La première partie de la matinée a été marquée par une table ronde captivante axée sur la diversité et l’inclusion (DEI). La seconde partie s’est concentrée sur l’intelligence artificielle (IA) et son impact sur le processus de recrutement. L’objectif était d’offrir aux leaders présents des informations clés sur les évolutions à venir, façonnées par l’IA, et d’explorer les opportunités et défis qu’elle présente.
Cet article vous invite à revivre les moments forts de notre table ronde, une expérience riche en enseignements qui a permis aux participants d’approfondir leur compréhension des enjeux actuels dans le domaine de la diversité et l’inclusion.
La matinale a commencé avec une table ronde réunissant Chantal Lasnier, Judith Tripard de Oh BiBi et Juliette Delas de 50intech. Ces trois intervenantes apportent une expertise précieuse dans l’application et le soutien des entreprises pour la mise en place de politiques de diversité et d’inclusion (DEI) tant dans leurs expériences professionnelles actuelles que passées. Stéphane Amiot, VP EMEA chez iCIMS, a animé cette table ronde en interrogeant ces femmes inspirantes sur leurs expériences et leurs perspectives.
Stéphane Amiot a inauguré la table ronde en explorant les motivations de nos intervenantes à l’égard de la diversité et de l’inclusion (DEI), ainsi que la manière dont ces préoccupations ont intégré leur parcours professionnel. Chantal Lasnier a ouvert la discussion en partageant son désir de représenter la diversité au sein de l’entreprise. Elle a souligné son engagement particulier dans ce domaine, notamment lorsqu’on communique avec le monde entier, comme c’est le cas pour son entreprise qui se situe dans l’évènementiel sportif mondial. Pour Chantal, il est essentiel de refléter la diversité de la population au sein de l’entreprise.
Judith Tripard, quant à elle, a partagé que la DEI est un sujet qui l’anime depuis le début de sa carrière. Sensibilisée rapidement, notamment en tant que responsable recrutement, elle a ressenti le besoin d’agir au sein des organisations pour promouvoir la diversité. Enfin, Juliette Delas a conclu cette introduction en exprimant que le sujet de la DEI s’est imposé naturellement à elle, en lien avec son engagement au sein de 50intech. Elle a souligné une réalité marquante concernant la « solitude des femmes entrepreneurs dans la tech ».

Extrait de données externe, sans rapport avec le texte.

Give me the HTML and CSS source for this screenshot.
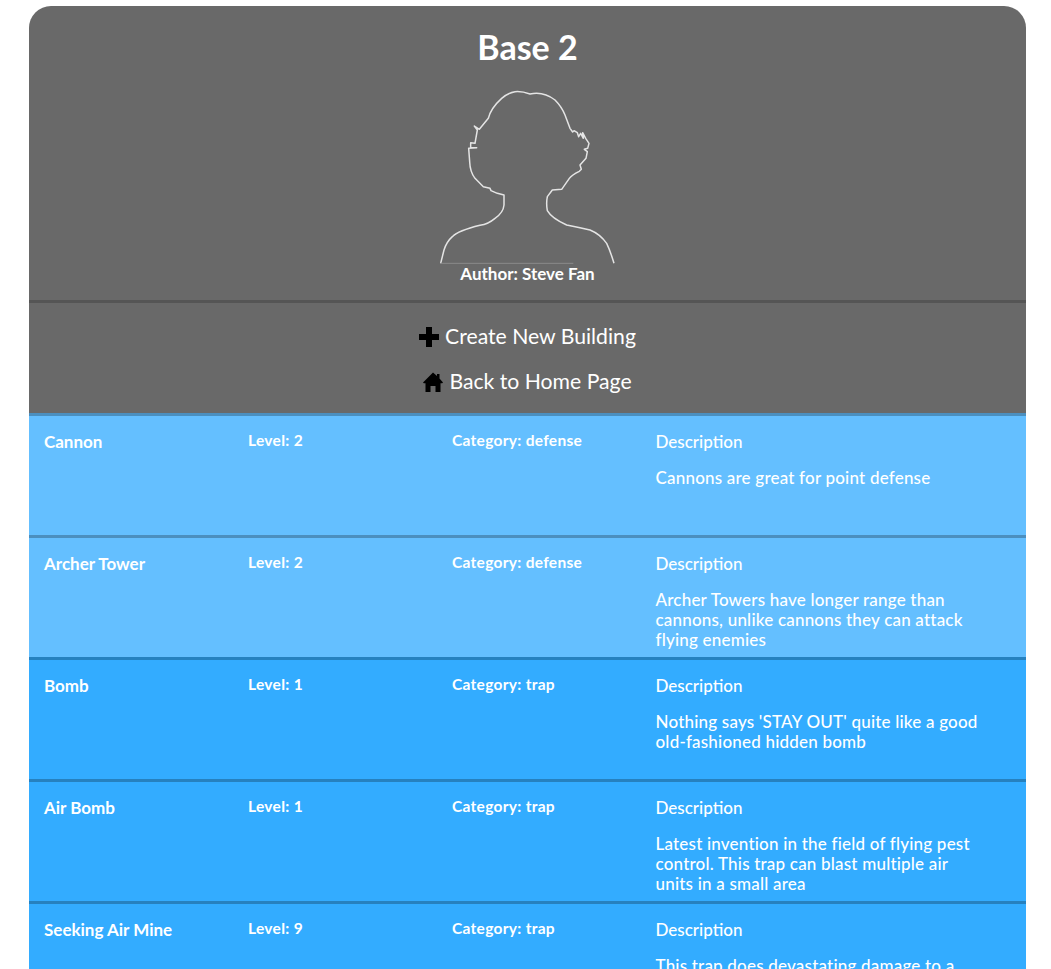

À travers leurs témoignages, il devient évident que la mise en œuvre d’une politique de diversité et d’inclusion (DEI) doit être portée par des individus convaincus de la valeur et de la nécessité de cette politique. Avant de se lancer dans la construction d’une politique DEI, il est impératif de comprendre le “pourquoi”. Pourquoi adopter une politique DEI ? Comprendre les motivations sous-jacentes est essentiel. Selon Juliette Delas, répondre à cette question permet aux dirigeants de donner du sens à leur engagement, que ce soit pour des raisons économiques, politiques ou sociales. Ce qui importe, souligne-t-elle, c’est de connaître le “pourquoi” afin de définir clairement la direction à suivre et les objectifs à atteindre.
Chantal et Judith insistent sur le fait que la motivation pour la politique DEI doit émaner des équipes dirigeantes, qui doivent être les championnes de sa mise en œuvre et être profondément convaincues de sa nécessité. Chantal explique que dans le cas de son entreprise, la question a été soulevée dès les premiers échanges entre les dirigeants, notamment en raison du lieu de l’évènement en Seine-Saint-Denis et des différents publics qui seront touchés par l’événement. Chez Oh BiBi, Judith joue un rôle central en tant que garante de la charte DEI tout en transmettant les valeurs aux managers d’une politique DEI.
Juliette souligne l’importance de débuter par une évaluation approfondie, à travers un audit, pour dresser un bilan concret de l’entreprise. Il est crucial de comprendre ce qui est réellement mis en œuvre au sein de l’entreprise, tel que le pourcentage de femmes, leur accès aux niveaux hiérarchiques élevés, la représentation des différentes typologies de diplômes…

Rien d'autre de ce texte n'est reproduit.